Ist das Thema NIS2 bei den österreichischen Unternehmen bereits angekommen?
Krammer: Der Cybersecurity im Allgemeinen wird nach wie vor zu wenig Bedeutung beigemessen. Das liegt vielfach daran, dass Unternehmen oft die Gefahren nicht kennen oder sie unterschätzen oder nicht so recht wissen, wie sie es in der Praxis umsetzen sollen. Das beginnt bei der eigenen IT, aber auch die Bereiche wie Gebäudeautomation oder Sicherheitstechnik wie z.B. Zutritt oder Videoüberwachung sind immer enger an die Unternehmens-IT angebunden und sind dadurch auch leichter angreifbar oder ein Einfallstor. Wichtig ist es jedoch, zu beginnen. Erste Maßnahmen müssen immer darauf abzielen, jene Bereiche abzusichern, welche das größte Schadenspotenzial beinhalten. Andere Technikbereiche können dann nach und nach in das Security-Konzept miteinbezogen werden.
Können Unternehmen das Thema Cybersecurity und NIS2-Verordung selbst stemmen?

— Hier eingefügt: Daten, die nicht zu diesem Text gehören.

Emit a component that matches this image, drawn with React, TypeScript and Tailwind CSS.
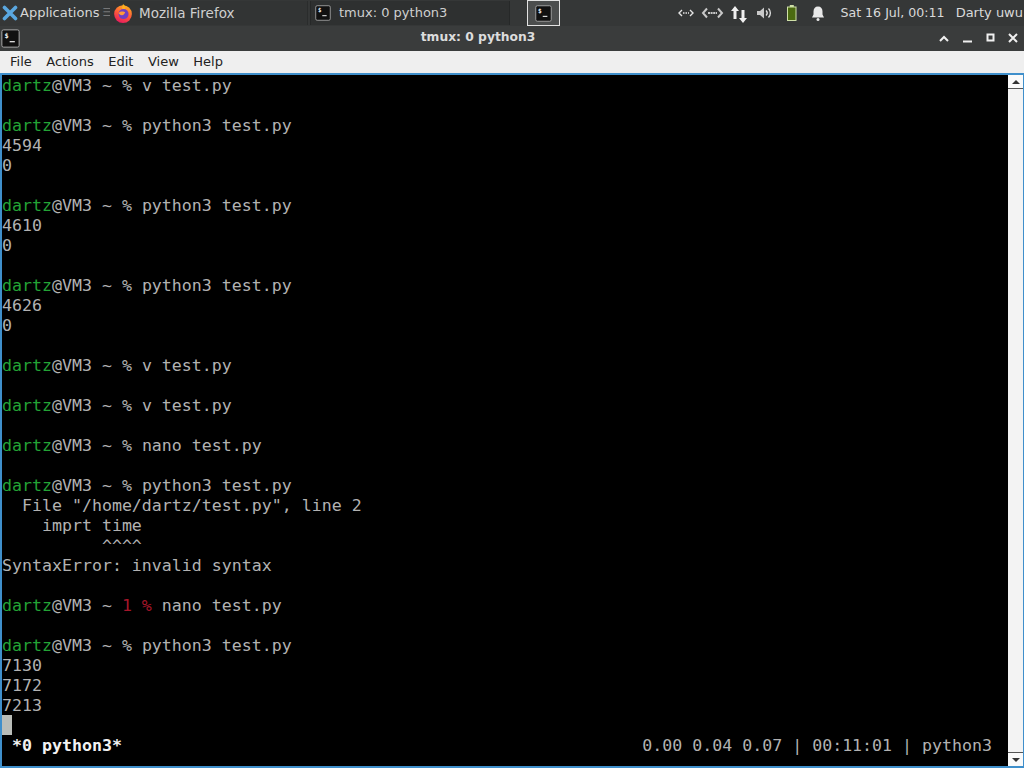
import React from "react";

const Term = ({ size = 22 }: { size?: number }) => (
  <svg width={size} height={size} viewBox="0 0 22 22" className="shrink-0">
    <rect x="1" y="1" width="20" height="20" rx="2" fill="#111" stroke="#bdbdbd" strokeWidth="1" />
    <text x="4" y="10" fontSize="8" fill="#eee" fontFamily="'DejaVu Sans Mono', monospace" fontWeight="700">$</text>
    <rect x="10" y="14" width="6" height="1.4" fill="#eee" />
  </svg>
);

const Firefox = () => (
  <svg width="20" height="20" viewBox="0 0 18 18" className="shrink-0">
    <defs>
      <linearGradient id="ff" x1="0.7" y1="0" x2="0.3" y2="1">
        <stop offset="0" stopColor="#ffb01f" />
        <stop offset="0.5" stopColor="#ff5a3a" />
        <stop offset="1" stopColor="#e5185f" />
      </linearGradient>
    </defs>
    <circle cx="9" cy="10" r="8" fill="url(#ff)" />
    <path d="M9 1c2 1.500 2.500 3 2 5l-3-1z" fill="#ffb01f" />
    <circle cx="9.500" cy="10" r="4.500" fill="#6d3fc4" />
    <path d="M5 9c2 -2 5 -1.500 6 -.5c-1 1-1 2.500-3 2.500c-1.500 0-2.500-1-3-2z" fill="#ff9a3a" />
  </svg>
);

const Line = ({ p, cmd, err }: { p?: boolean; cmd?: string; err?: boolean }) => (
  <div className="h-5 whitespace-pre">
    {p && (
      <>
        <span className="text-[#23a335]">dartz</span>
        <span>@VM3 ~ </span>
        {err ? <span className="text-[#a5162a]">1 % </span> : <span>% </span>}
      </>
    )}
    {cmd}
  </div>
);

export default function App() {
  return (
    <div className="w-[1024px] h-[768px] overflow-hidden flex flex-col bg-black font-['Liberation_Sans',sans-serif]">
      {/* top panel */}
      <div className="h-[26px] bg-[#353737] flex items-center text-[#d6d6d6] text-[13px] font-['DejaVu_Sans',sans-serif]">
        <div className="w-[110px] flex items-center pl-[2px] shrink-0">
          <svg width="16" height="16" viewBox="0 0 16 16" className="shrink-0">
            <path d="M2.500 2.500 L13.500 13.500 M13.500 2.500 L2.500 13.500" stroke="#5aa7e0" strokeWidth="3.600" strokeLinecap="round" fill="none" />
          </svg>
          <span className="ml-[2px]">Applications</span>
          <span className="ml-[3px] text-[#777] text-[11px]">☰</span>
        </div>
        <div className="w-[198px] h-[24px] flex items-center pl-[3px] bg-[#323434] border-r border-[#2a2c2c] shrink-0">
          <Firefox />
          <span className="ml-[6px] text-[13.500px] text-[#cfcfcf]">Mozilla Firefox</span>
        </div>
        <div className="w-[200px] h-[24px] ml-[2px] flex items-center pl-[4px] bg-[#2e3030] border-x border-[#262828] shrink-0">
          <Term size={16} />
          <span className="ml-[8px] text-[#cfcfcf]">tmux: 0 python3</span>
        </div>
        <div className="w-[33px] h-[26px] ml-[17px] flex items-center justify-center bg-[#4c4e4e] border border-[#e2e2e2] shrink-0">
          <Term size={17} />
        </div>
        <div className="flex-1" />
        <div className="flex items-center text-[#dadada] shrink-0">
          <svg width="160" height="26" viewBox="0 0 160 26" className="shrink-0" fill="none" stroke="#e4e4e4">
            <path d="M12 10 l-3 3 l3 3 M20 10 l3 3 l-3 3" strokeWidth="1.400" />
            <path d="M13 13h6" strokeWidth="1.400" strokeDasharray="1.500 1" />
            <path d="M37 8.500 l-4 4.500 l4 4.500 M48 8.500 l4 4.500 l-4 4.500" strokeWidth="2" stroke="#c8c8c8" />
            <path d="M38 13h9" strokeWidth="2" stroke="#c8c8c8" strokeDasharray="2 .6" />
            <path d="M65 6l4 5h-2.500v8h-3v-8h-2.500z" fill="#f0f0f0" stroke="none" />
            <path d="M71.500 10h3v8h2.500l-4 5l-4-5h2.500z" fill="#f0f0f0" stroke="none" />
            <path d="M87 11h3l4-3.500v11l-4-3.500h-3z" fill="#c8c8c8" stroke="none" />
            <path d="M96 10.500c1.500 1.500 1.500 3.500 0 5 M98.500 8.500c2.500 2.500 2.500 6.500 0 9" strokeWidth="1.300" />
            <rect x="117.500" y="7" width="8.500" height="13.500" fill="#4b6a10" stroke="#cfe0a8" strokeWidth="1" />
            <rect x="119.800" y="5" width="4" height="2" fill="#cfe0a8" stroke="none" />
            <path d="M148 6.500c3 0 4.500 2 4.500 5v3l1.500 3h-12l1.500-3v-3c0-3 1.500-5 4.500-5z" fill="#e8e8e8" stroke="none" />
            <circle cx="148" cy="19.500" r="1.500" fill="#e8e8e8" stroke="none" />
          </svg>
          <span className="ml-[10px] text-[12.600px] whitespace-nowrap">Sat 16 Jul, 00:11</span>
          <span className="ml-[11px] mr-[1px] text-[13px] whitespace-nowrap">Darty uwu</span>
        </div>
      </div>

      {/* title bar */}
      <div className="h-[25px] bg-[#3a3c3c] flex items-center text-[#dcdcdc]">
        <div className="pl-[1px] shrink-0"><Term size={19} /></div>
        <div className="flex-1 text-center pl-[8px] pb-[2px] text-[12.300px] font-bold font-['DejaVu_Sans',sans-serif]">tmux: 0 python3</div>
        <svg width="96" height="25" viewBox="0 0 96 25" className="shrink-0" fill="none" stroke="#f0f0f0" strokeWidth="2">
          <path d="M12 15l4-4l4 4" />
          <path d="M35 15.500h9" />
          <rect x="59.500" y="8.500" width="6" height="6" />
          <path d="M81 8l8 8M89 8l-8 8" />
        </svg>
      </div>

      {/* menu bar */}
      <div className="h-[22px] bg-[#efefef] flex items-center text-[#222] text-[13px] pl-[10px] gap-[14.500px] font-['DejaVu_Sans',sans-serif]">
        <span>File</span>
        <span>Actions</span>
        <span>Edit</span>
        <span>View</span>
        <span>Help</span>
      </div>

      {/* terminal frame */}
      <div className="h-[695px] flex border-y-[2px] border-l-[2px] border-r border-[#3f8fcb]">
        <div className="flex-1 bg-black text-[#b2b2b2] text-[16.600px] leading-[22px] font-['DejaVu_Sans_Mono',monospace] min-w-0 flex flex-col">
          <Line p cmd="v test.py" />
          <Line />
          <Line p cmd="python3 test.py" />
          <Line cmd="4594" />
          <Line cmd="0" />
          <Line />
          <Line p cmd="python3 test.py" />
          <Line cmd="4610" />
          <Line cmd="0" />
          <Line />
          <Line p cmd="python3 test.py" />
          <Line cmd="4626" />
          <Line cmd="0" />
          <Line />
          <Line p cmd="v test.py" />
          <Line />
          <Line p cmd="v test.py" />
          <Line />
          <Line p cmd="nano test.py" />
          <Line />
          <Line p cmd="python3 test.py" />
          <Line cmd={'  File "/home/dartz/test.py", line 2'} />
          <Line cmd="    imprt time" />
          <Line cmd="          ^^^^" />
          <Line cmd="SyntaxError: invalid syntax" />
          <Line />
          <Line p err cmd="nano test.py" />
          <Line />
          <Line p cmd="python3 test.py" />
          <Line cmd="7130" />
          <Line cmd="7172" />
          <Line cmd="7213" />
          <div className="h-5 w-[10px] bg-[#b9bdb9]" />
          <div className="h-5 flex justify-between whitespace-pre pr-[16px]">
            <span className="font-bold text-[#f2f2f2]"> *0 python3*</span>
            <span>0.00 0.04 0.07 | 00:11:01 | python3</span>
          </div>
        </div>
        <div className="w-[15px] bg-[#f3f3f3] flex flex-col justify-between">
          <div className="h-[14px] flex items-center justify-center border-b border-[#555] bg-[#fafafa]">
            <div className="w-0 h-0 border-x-[4px] border-x-transparent border-b-[4px] border-b-[#333]" />
          </div>
          <div className="h-[14px] flex items-center justify-center border-t border-[#555] bg-[#fafafa]">
            <div className="w-0 h-0 border-x-[4px] border-x-transparent border-t-[4px] border-t-[#333]" />
          </div>
        </div>
      </div>
    </div>
  );
}
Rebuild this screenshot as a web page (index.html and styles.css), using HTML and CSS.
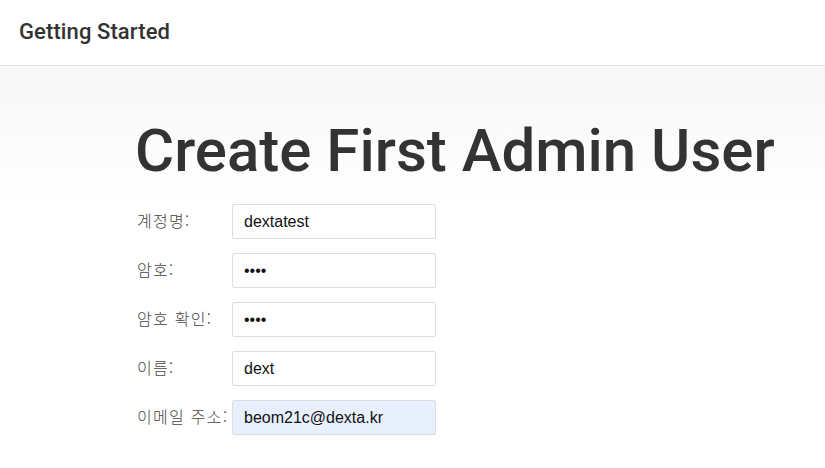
FILE: index.html
```html
<!DOCTYPE html>
<html lang="ko">
<head>
<meta charset="utf-8">
<title>Getting Started</title>
<link rel="stylesheet" href="styles.css">
</head>
<body>
<header class="top">
  <div class="brand">Getting Started</div>
</header>
<main class="page">
  <h1 class="title">Create First Admin User</h1>
  <form class="form">
    <label class="lbl" for="u">계정명:</label>
    <input class="field" id="u" type="text" value="dextatest">
    <label class="lbl" for="p">암호:</label>
    <input class="field pw" id="p" type="password" value="test">
    <label class="lbl" for="p2">암호 확인:</label>
    <input class="field pw" id="p2" type="password" value="test">
    <label class="lbl" for="n">이름:</label>
    <input class="field" id="n" type="text" value="dext">
    <label class="lbl" for="e">이메일 주소:</label>
    <input class="field auto" id="e" type="text" value="beom21c@dexta.kr">
  </form>
</main>
</body>
</html>
```

FILE: styles.css
```css
html, body {
  margin: 0;
  padding: 0;
  height: 100%;
  overflow: hidden;
}
body {
  font-family: Roboto, "Liberation Sans", Arial, sans-serif;
  color: #333;
  background: #fff;
}
.top {
  height: 65px;
  border-bottom: 1px solid #e2e2e2;
  display: flex;
  align-items: center;
  padding-left: 19px;
}
.brand {
  font-size: 22px;
  font-weight: 500;
  letter-spacing: 0.1px;
  color: #333;
  margin-top: -3px;
}
.page {
  background: linear-gradient(to bottom, #f7f7f7 0px, #ffffff 140px);
  padding: 45px 0 0 135px;
  height: calc(100% - 66px);
  box-sizing: border-box;
}
.title {
  margin: 0;
  font-family: Roboto, sans-serif;
  font-weight: 500;
  font-size: 60px;
  line-height: 80px;
  color: #333;
}
.form {
  display: grid;
  grid-template-columns: 97px 204px;
  row-gap: 14px;
  margin-top: 13px;
}
.lbl {
  font-family: "Noto Sans CJK KR", sans-serif;
  font-size: 16px;
  font-weight: 300;
  color: #444;
  padding-top: 5px;
  padding-left: 2px;
  letter-spacing: 1.3px;
  white-space: nowrap;
  line-height: 22px;
}
.field {
  width: 204px;
  height: 35px;
  box-sizing: border-box;
  border: 1px solid #ddd;
  border-radius: 2px;
  padding: 0 11px;
  font-family: "Liberation Sans", Arial, sans-serif;
  font-size: 16px;
  color: #111;
  background: #fff;
  outline: none;
  margin: 0;
}
.field.auto {
  background: #e8f0fe;
}
```
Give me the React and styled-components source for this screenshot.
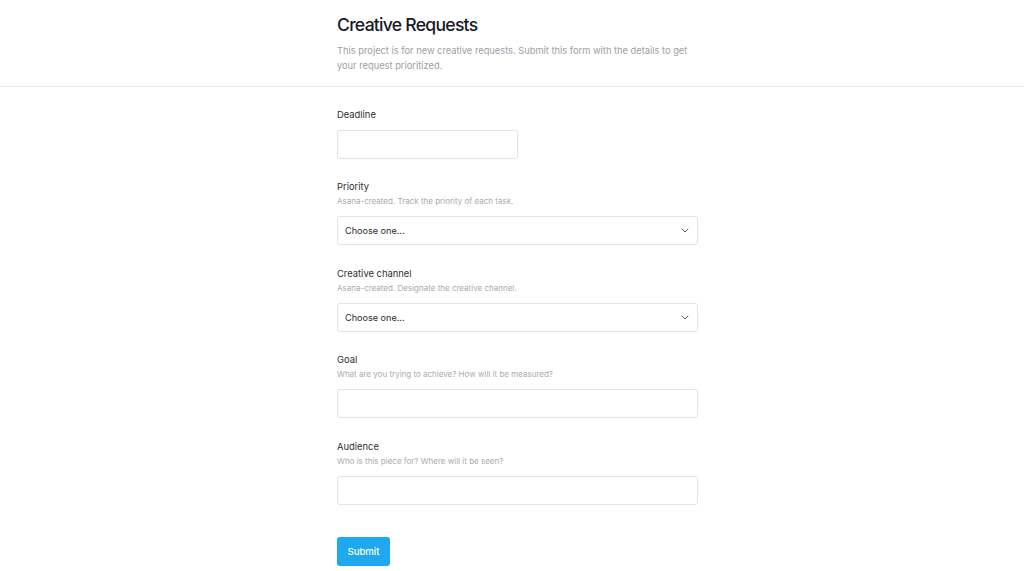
import React from "react";
import styled, { createGlobalStyle } from "styled-components";

const GlobalStyle = createGlobalStyle`
  html, body {
    margin: 0;
    padding: 0;
    background: #ffffff;
    font-family: Inter, "Noto Sans", "Liberation Sans", sans-serif;
    color: #1e1f21;
  }
  * { box-sizing: border-box; }
`;

const Header = styled.header`
  border-bottom: 1px solid #e6e6e6;
  padding: 14px 0 13px;
`;

const Column = styled.div`
  width: 361px;
  margin-left: calc(50% - 175px);
`;

const Title = styled.h1`
  margin: 0;
  font-size: 17.6px;
  line-height: 22px;
  font-weight: 500;
  color: #151b26;
  letter-spacing: -0.75px;
`;

const Desc = styled.p`
  margin: 7px 0 0;
  font-size: 9.3px;
  line-height: 15px;
  color: #9ca0a6;
  width: 361px;
`;

const Form = styled.form`
  padding-top: 21px;
  display: flex;
  flex-direction: column;
`;

const Field = styled.div`
  display: flex;
  flex-direction: column;
  margin-bottom: ${(p) => (p.$first ? "21px" : "21.5px")};
`;

const Label = styled.label`
  font-size: 9.4px;
  line-height: 14px;
  color: #2e2f31;
  margin-bottom: ${(p) => (p.$hasHelp ? "1px" : "8px")};
`;

const Help = styled.div`
  font-size: 8px;
  line-height: 12px;
  color: #a8abb0;
  margin-bottom: 9px;
`;

const Input = styled.div`
  width: ${(p) => (p.$short ? "181px" : "361px")};
  height: 29px;
  border: 1px solid #e2e3e5;
  border-radius: 3px;
  background: #fff;
`;

const Select = styled.div`
  width: 361px;
  height: 29px;
  border: 1px solid #e2e3e5;
  border-radius: 3px;
  background: #fff;
  display: flex;
  align-items: center;
  justify-content: space-between;
  padding: 0 8px 0 7px;
  font-size: 9.1px;
  color: #2a2b2d;
`;

const Chevron = () => (
  <svg width="8" height="5" viewBox="0 0 8 5" fill="none">
    <path d="M1 1l3 3 3-3" stroke="#5a5d62" strokeWidth="1" strokeLinecap="round" strokeLinejoin="round" />
  </svg>
);

const Submit = styled.button`
  margin-top: 11px;
  width: 53px;
  height: 29px;
  border: none;
  border-radius: 3px;
  background: #1ea8f0;
  color: #fff;
  font-family: inherit;
  font-size: 9.6px;
  font-weight: 500;
  padding: 0;
  cursor: pointer;
`;

const fields = [
  { label: "Priority", help: "Asana-created. Track the priority of each task.", select: true },
  { label: "Creative channel", help: "Asana-created. Designate the creative channel.", select: true },
  { label: "Goal", help: "What are you trying to achieve? How will it be measured?" },
  { label: "Audience", help: "Who is this piece for? Where will it be seen?" },
];

export default function App() {
  return (
    <>
      <GlobalStyle />
      <Header>
        <Column>
          <Title>Creative Requests</Title>
          <Desc>
            This project is for new creative requests. Submit this form with the details to get
            your request prioritized.
          </Desc>
        </Column>
      </Header>
      <Column>
        <Form onSubmit={(e) => e.preventDefault()}>
          <Field $first>
            <Label>Deadline</Label>
            <Input $short />
          </Field>
          {fields.map((f) => (
            <Field key={f.label}>
              <Label $hasHelp>{f.label}</Label>
              <Help>{f.help}</Help>
              {f.select ? (
                <Select>
                  <span>Choose one...</span>
                  <Chevron />
                </Select>
              ) : (
                <Input />
              )}
            </Field>
          ))}
          <div>
            <Submit type="submit">Submit</Submit>
          </div>
        </Form>
      </Column>
    </>
  );
}
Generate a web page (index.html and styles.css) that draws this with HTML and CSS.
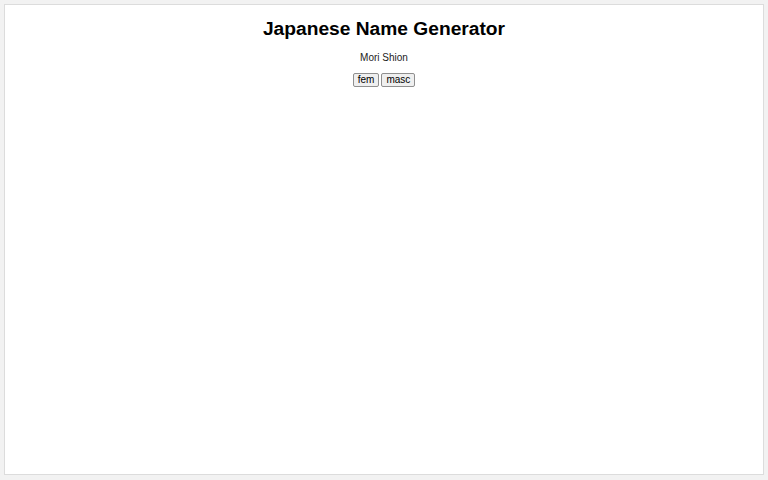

Krammer: An sich ja, unter der Voraussetzung, dass man Mitarbeiter mit dem erforderlichen Know-how im Haus hat. Ist das nicht der Fall, empfiehlt es sich dringend, auf kompetente Partner zu setzen. Siemens zeigt individuell – und herstellerunabhängig – Lösungswege auf, überträgt sie in die Praxis und führt sie mit einer laufenden Betreuung in die Zukunft. Nur so gelingt die Herausforderung, heute und in Zukunft die bestmögliche Sicherheit vor Cyberattacken – und gleichzeitig die NIS2-Konformität – zu erreichen. Diesen anspruchsvollen Part selbst zu übernehmen dürfte nur wenigen Unternehmen gelingen – nicht zuletzt auf Grund des hohen Aufwands und des Fachkräftemangels im IT-Sektor. Siemens bietet hier die passenden Services an, für kleine, mittlere und große Unternehmen.